Skate Kitchen (2018)

In fact, skateboarding seems to operate as an emancipatory catalyst for those involved in both the fictional and nonfictional version of the collective – who, in turn, hope to inspire those who face similar challenges outside of cinema. With Skate Kitchen, Crystal Moselle dares to propose an activist form of filmmaking, introducing a new wave of inclusive skate initiatives to cinema. As Jules Lorenzo, one of the collective’s skateboarders, says in an interview for Fashionista: “The Skate Kitchen is important to me because many of the girls in our crew, including myself, are people of color.

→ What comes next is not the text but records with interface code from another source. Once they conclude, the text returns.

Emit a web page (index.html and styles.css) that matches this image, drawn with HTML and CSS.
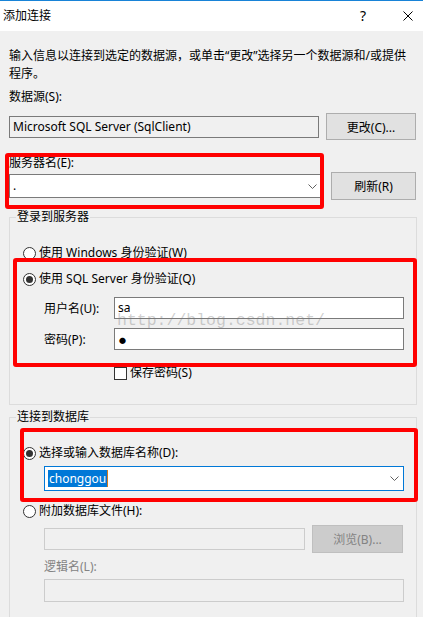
FILE: index.html
```html
<!DOCTYPE html>
<html lang="zh-CN">
<head>
<meta charset="utf-8">
<title>添加连接</title>
<link rel="stylesheet" href="styles.css">
</head>
<body>
<div class="dialog">
  <div class="titlebar">
    <span class="title">添加连接</span>
    <span class="help">?</span>
    <svg class="close" width="10" height="10" viewBox="0 0 10 10"><path d="M0.5 0.5 L9.5 9.5 M9.5 0.5 L0.5 9.5" stroke="#000" stroke-width="1" fill="none"/></svg>
  </div>
  <div class="content">
    <p class="desc">输入信息以连接到选定的数据源，或单击“更改”选择另一个数据源和/或提供<br>程序。</p>
    <div class="label ds-label">数据源(S):</div>
    <div class="row ds-row">
      <div class="textbox readonly ds-box">Microsoft SQL Server (SqlClient)</div>
      <div class="button change-btn">更改(C)...</div>
    </div>
    <div class="label server-label">服务器名(E):</div>
    <div class="row server-row">
      <div class="combo server-combo"><span class="combo-text">.</span><svg class="chevron" width="9" height="5" viewBox="0 0 9 5"><path d="M0.5 0.5 L4.5 4.5 L8.5 0.5" stroke="#606060" fill="none"/></svg></div>
      <div class="button refresh-btn">刷新(R)</div>
    </div>

    <div class="group login-group">
      <div class="group-title">登录到服务器</div>
      <div class="radio-row first-radio"><span class="radio"></span><span>使用 Windows 身份验证(W)</span></div>
      <div class="radio-row second-radio"><span class="radio checked"></span><span>使用 SQL Server 身份验证(Q)</span></div>
      <div class="field-row user-row"><span class="field-label">用户名(U):</span><div class="textbox field-box">sa</div></div>
      <div class="field-row pass-row"><span class="field-label">密码(P):</span><div class="textbox field-box"><span class="bullet">●</span></div></div>
      <div class="check-row"><span class="checkbox"></span><span>保存密码(S)</span></div>
    </div>

    <div class="group db-group">
      <div class="group-title">连接到数据库</div>
      <div class="radio-row db-radio"><span class="radio checked"></span><span>选择或输入数据库名称(D):</span></div>
      <div class="combo focused db-combo"><span class="combo-text"><span class="selected">chonggou</span><span class="caret"></span></span><svg class="chevron" width="9" height="5" viewBox="0 0 9 5"><path d="M0.5 0.5 L4.5 4.5 L8.5 0.5" stroke="#606060" fill="none"/></svg></div>
      <div class="radio-row attach-radio"><span class="radio"></span><span>附加数据库文件(H):</span></div>
      <div class="file-row">
        <div class="textbox disabled file-box"></div>
        <div class="button disabled-btn browse-btn">浏览(B)...</div>
      </div>
      <div class="label disabled-text logic-label">逻辑名(L):</div>
      <div class="textbox disabled logic-box"></div>
    </div>
  </div>

  <div class="watermark">http://blog.csdn.net/</div>
  <div class="mark mark-server"></div>
  <div class="mark mark-auth"></div>
  <div class="mark mark-db"></div>
</div>
</body>
</html>
```

FILE: styles.css
```css
html, body {
  margin: 0;
  padding: 0;
}
body {
  background: #f0f0f0;
  font-family: "Noto Sans", "Noto Sans CJK SC", sans-serif;
  font-size: 12px;
  color: #000;
  overflow: hidden;
}
.dialog {
  position: relative;
  width: 423px;
  height: 617px;
  overflow: hidden;
}
.titlebar {
  height: 30px;
  border-top: 1px solid #1883d7;
  background: #fff;
  display: flex;
  align-items: center;
  padding-left: 3px;
}
.title {
  line-height: 30px;
  font-size: 12px;
}
.help {
  margin-left: auto;
  font-size: 14px;
  line-height: 30px;
  margin-right: 37px;
}
.close {
  margin-right: 10px;
}
.content {
  padding: 16px 6px 0 9px;
}
.desc {
  margin: 0;
  line-height: 18px;
}
.label {
  line-height: 18px;
}
.ds-label {
  margin-top: 5px;
}
.row {
  display: flex;
  align-items: center;
}
.ds-row {
  margin-top: 7px;
  gap: 7px;
}
.textbox {
  box-sizing: border-box;
  height: 22px;
  border: 1px solid #7a7a7a;
  background: #fff;
  padding-left: 3px;
  line-height: 20px;
  white-space: nowrap;
  overflow: hidden;
}
.textbox.readonly {
  background: #f0f0f0;
}
.textbox.disabled {
  background: #f0f0f0;
  border-color: #cccccc;
}
.ds-box {
  width: 310px;
}
.button {
  box-sizing: border-box;
  background: #e1e1e1;
  border: 1px solid #adadad;
  display: flex;
  align-items: center;
  justify-content: center;
}
.change-btn {
  width: 90px;
  height: 27px;
}
.server-label {
  margin-top: 13px;
  line-height: 19px;
}
.server-row {
  gap: 9px;
}
.combo {
  box-sizing: border-box;
  border: 1px solid #7a7a7a;
  background: #fff;
  display: flex;
  align-items: center;
  padding-left: 3px;
  padding-right: 4px;
}
.combo-text {
  flex: 1;
  line-height: 20px;
  display: flex;
  align-items: center;
}
.server-combo {
  width: 313px;
  height: 24px;
}
.refresh-btn {
  width: 85px;
  height: 28px;
}
.group {
  box-sizing: border-box;
  border: 1px solid #dcdcdc;
  padding-left: 13px;
}
.group-title {
  width: fit-content;
  margin: -9px 0 0 -7px;
  padding: 0 1px;
  background: #f0f0f0;
  line-height: 16px;
}
.login-group {
  margin-top: 17px;
  padding-bottom: 22px;
}
.radio-row {
  display: flex;
  align-items: center;
  gap: 3px;
  line-height: 18px;
}
.radio {
  box-sizing: border-box;
  width: 13px;
  height: 13px;
  border: 1px solid #333;
  border-radius: 50%;
  background: #fff;
  display: flex;
  align-items: center;
  justify-content: center;
}
.radio.checked::after {
  content: "";
  width: 7px;
  height: 7px;
  border-radius: 50%;
  background: #333;
}
.first-radio {
  margin-top: 19px;
}
.second-radio {
  margin-top: 8px;
}
.field-row {
  display: flex;
  align-items: center;
  margin-left: 21px;
  margin-top: 9px;
}
.field-label {
  width: 70px;
}
.field-box {
  width: 290px;
}
.bullet {
  font-size: 7px;
  margin-left: 1px;
}
.check-row {
  display: flex;
  align-items: center;
  gap: 3px;
  margin-left: 91px;
  margin-top: 14px;
  line-height: 18px;
}
.checkbox {
  box-sizing: border-box;
  width: 13px;
  height: 13px;
  border: 1px solid #333;
  background: #fff;
}
.db-group {
  margin-top: 12px;
  padding-bottom: 40px;
}
.db-radio {
  margin-top: 19px;
}
.db-combo {
  margin: 4px 0 0 21px;
  width: 360px;
  height: 25px;
}
.combo.focused {
  border-color: #0078d7;
}
.selected {
  background: #0078d7;
  color: #fff;
  line-height: 17px;
  padding: 0 1px;
}
.caret {
  width: 1px;
  height: 17px;
  background: #d47a1c;
}
.attach-radio {
  margin-top: 11px;
}
.file-row {
  display: flex;
  align-items: center;
  gap: 7px;
  margin: 5px 0 0 21px;
}
.file-box {
  width: 261px;
}
.browse-btn {
  width: 91px;
  height: 28px;
}
.disabled-btn {
  background: #cccccc;
  border-color: #bfbfbf;
  color: #838383;
}
.disabled-text {
  color: #838383;
}
.logic-label {
  margin: 5px 0 0 21px;
}
.logic-box {
  margin: 3px 0 0 21px;
  width: 360px;
  height: 23px;
}
.watermark {
  position: absolute;
  left: 117px;
  top: 312px;
  font-family: "Liberation Mono", monospace;
  font-size: 16.5px;
  line-height: 17px;
  color: rgba(120, 120, 120, 0.35);
  pointer-events: none;
}
.mark {
  position: absolute;
  box-sizing: border-box;
  border: 4px solid #ff0000;
  border-radius: 3px;
}
.mark-server {
  left: 5px;
  top: 153px;
  width: 319px;
  height: 56px;
}
.mark-auth {
  left: 13px;
  top: 258px;
  width: 404px;
  height: 109px;
}
.mark-db {
  left: 20px;
  top: 428px;
  width: 398px;
  height: 74px;
}
```
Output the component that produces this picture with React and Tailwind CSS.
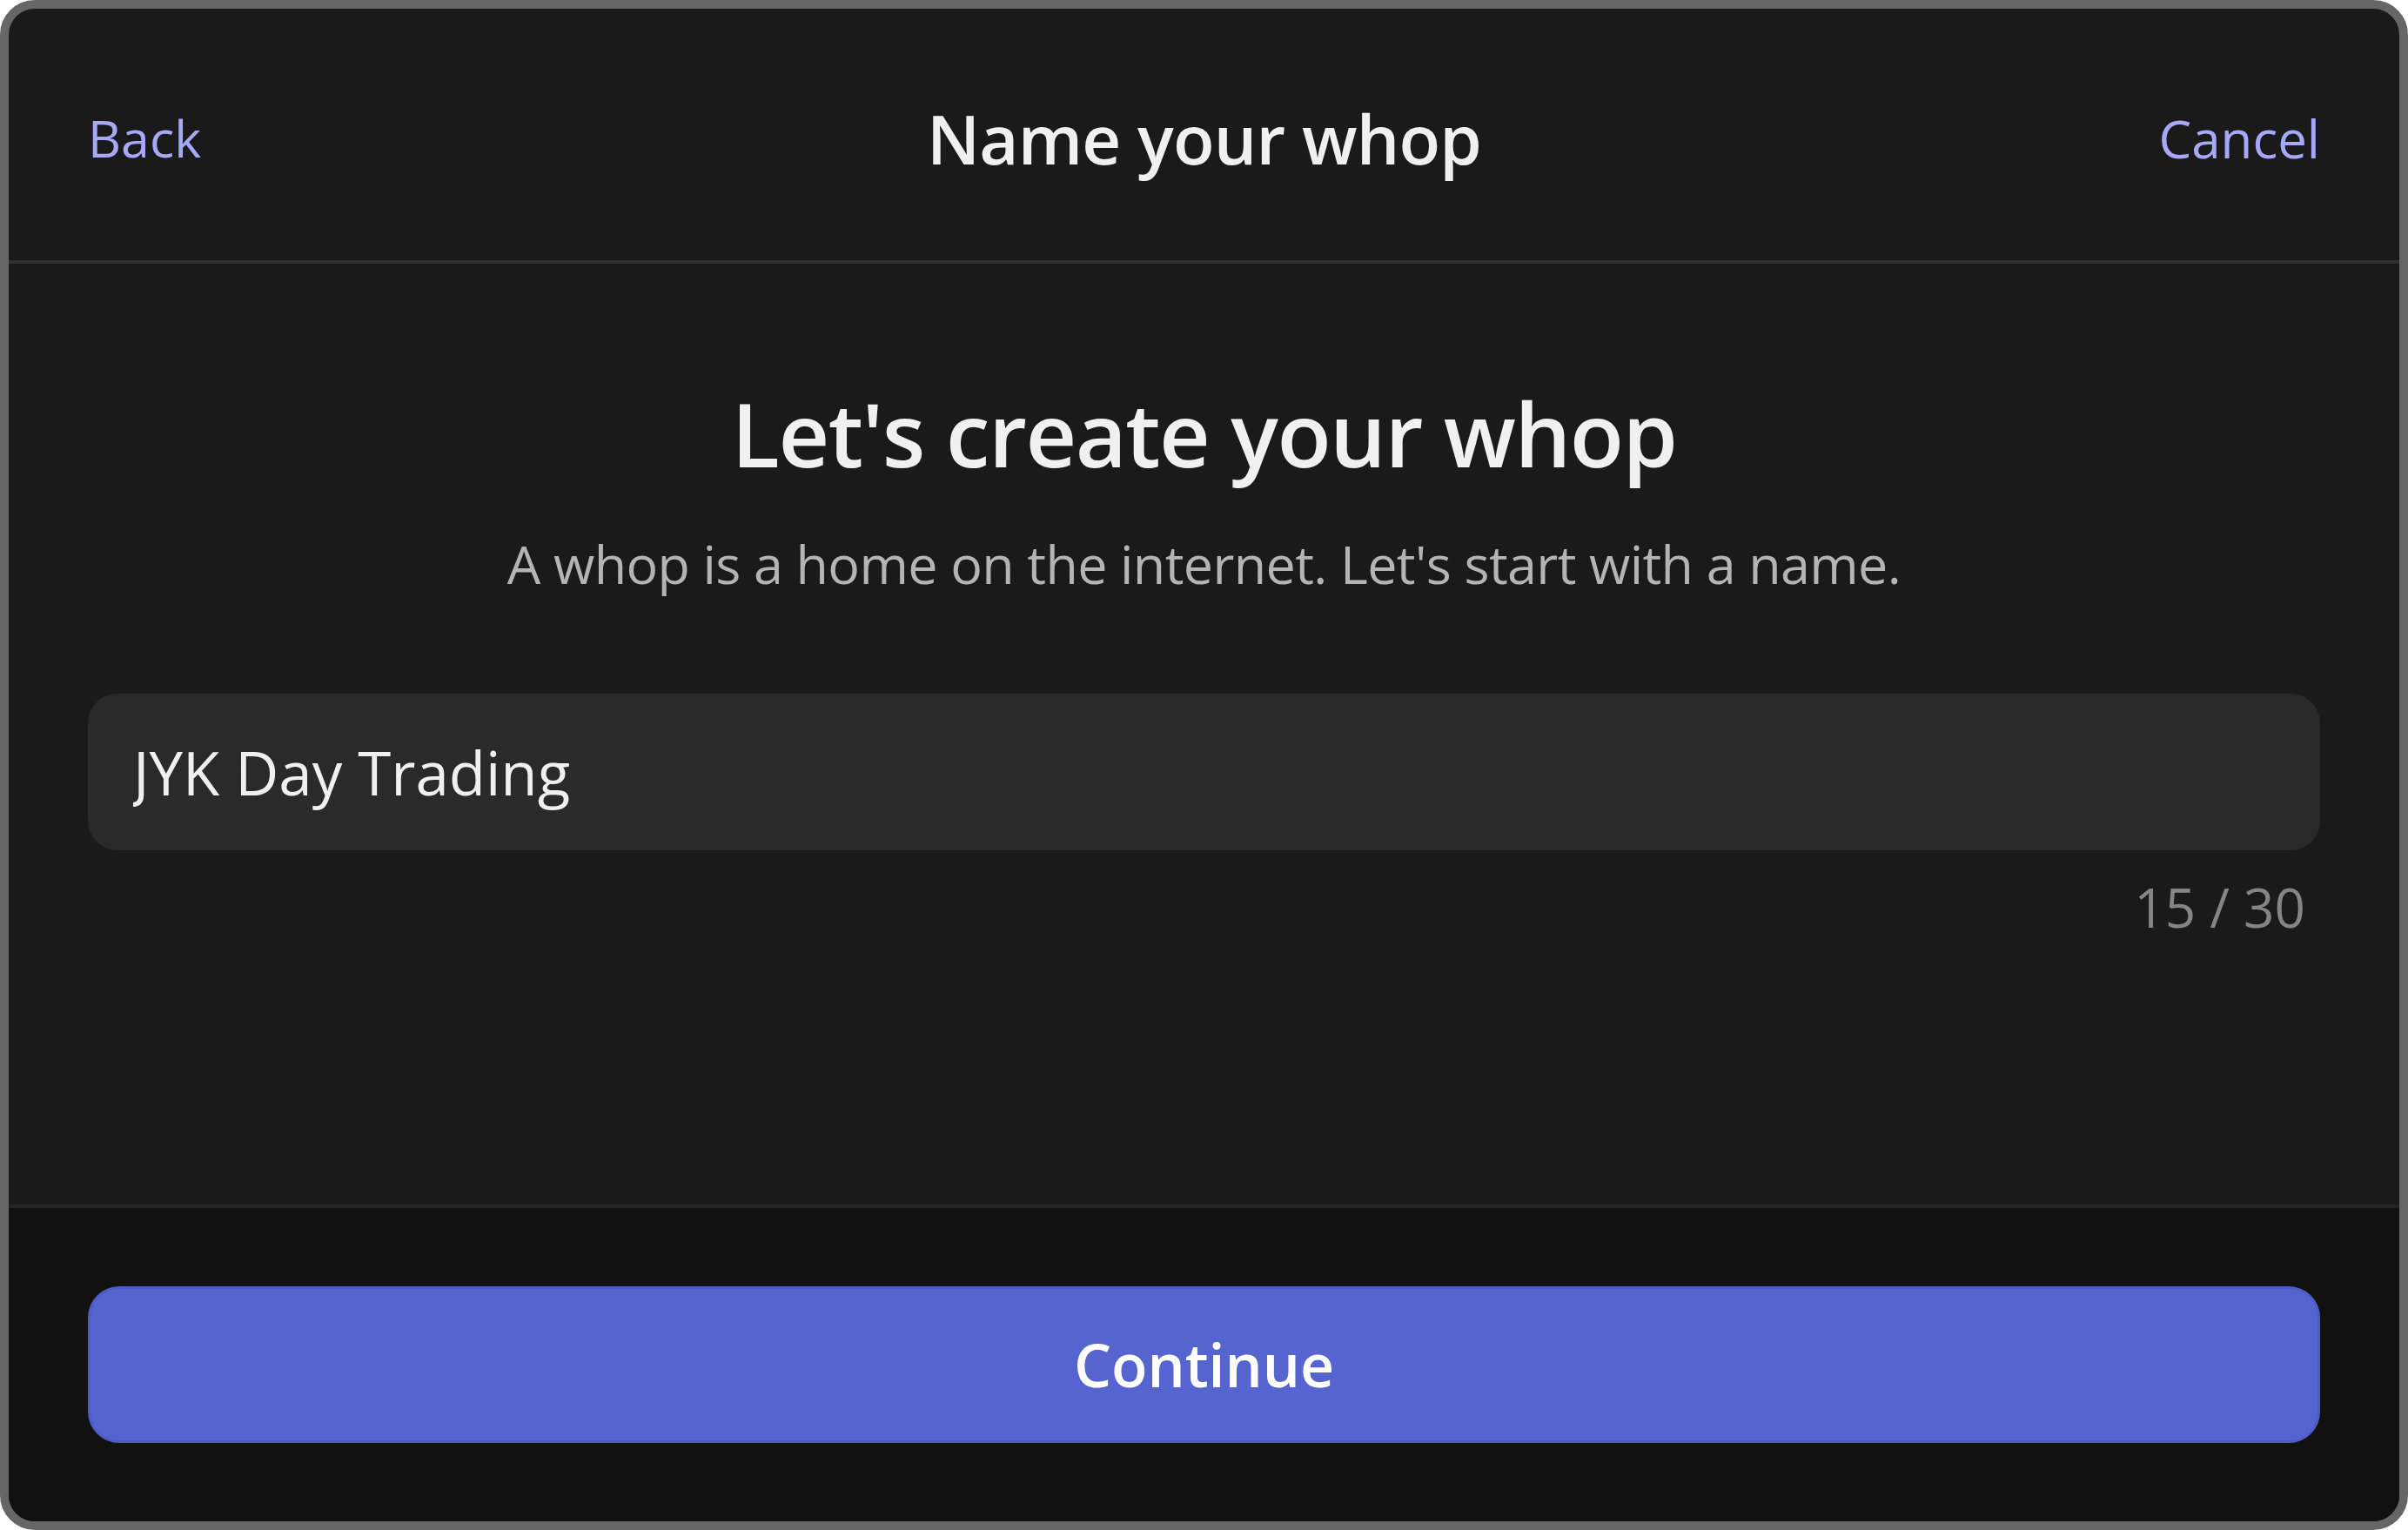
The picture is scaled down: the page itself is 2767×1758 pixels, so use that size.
export default function App() {
  const font = { fontFamily: '"Open Sans", "Noto Sans", sans-serif' };
  const name = "JYK Day Trading";

  return (
    <div className="w-[2767px] h-[1758px] bg-white" style={font}>
      <div className="flex flex-col h-full rounded-[40px] border-[10px] border-[#666666] overflow-hidden bg-[#1a1a1a]">
        {/* header */}
        <header className="h-[293px] shrink-0 grid grid-cols-[1fr_auto_1fr] items-center px-[91px] pt-[8px] border-b-4 border-[#303030]">
          <div>
            <button className="text-[59px] leading-none text-[#a7a9f7]">Back</button>
          </div>
          <h1 className="text-[78px] leading-none font-semibold text-[#f0f0f0] tracking-[-0.01em]">Name your whop</h1>
          <div className="flex justify-end">
            <button className="text-[60px] leading-none text-[#a7a9f7]">Cancel</button>
          </div>
        </header>

        {/* body */}
        <main className="flex-1 flex flex-col px-[91px] pt-[144px] border-b-4 border-[#242424]">
          <h2 className="text-center text-[102px] leading-none font-semibold text-[#f0f0f0] tracking-[-0.015em]">
            Let's create your whop
          </h2>
          <p className="mt-[68px] text-center text-[61px] leading-none text-[#b4b4b4] tracking-[-0.01em]">
            A whop is a home on the internet. Let's start with a name.
          </p>
          <div className="mt-[119px] h-[180px] rounded-[34px] bg-[#2a2a2a] flex items-center pl-[52px] pr-[40px]">
            <input
              defaultValue={name}
              className="w-full bg-transparent outline-none text-[69px] leading-none text-[#f0f0f0]"
              style={font}
            />
          </div>
          <div className="mt-[34px] pr-[17px] text-right text-[62px] leading-none text-[#858585]">
            {name.length} / 30
          </div>
        </main>

        {/* footer */}
        <footer className="h-[360px] shrink-0 bg-[#111111] px-[91px] py-[90px]">
          <button className="w-full h-[180px] rounded-[36px] bg-[#5664d0] border-[3px] border-[#4f5cc4] text-white text-[68px] leading-none font-semibold">
            Continue
          </button>
        </footer>
      </div>
    </div>
  );
}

We’re able to show that girls of every color do exist within the skating world, whether they’re mixed, Latina, black, Asian, etc.”

Skate Kitchen does so by testing the parameters of filmmaking. It’s not entirely a documentation of skate culture, yet the majority of the film’s cast are skilled skaters with hardly any acting experience. This vérité-like approach renders Skate Kitchen daring and timely. By stretching the limits of fiction film, Moselle challenges the conventions of coming-of-age stories, whilst proposing an alternative to skateboarding as a homogenous, masculine subculture.

If anything, then, Skate Kitchen works towards a diverse spectrum of skateboardings. This is exceptional within the skate world, let alone cinema. Over the past couple of decades, cinema has fetishised skateboarding as a masculine and turbulent counterculture. Skate Kitchen calls out the toxic consequences of such an approach, echoing recent progressive movements within skate culture. But above all, it’s a tale of mild optimism: skateboarding is slowly changing for the better, and perhaps cinema can, too.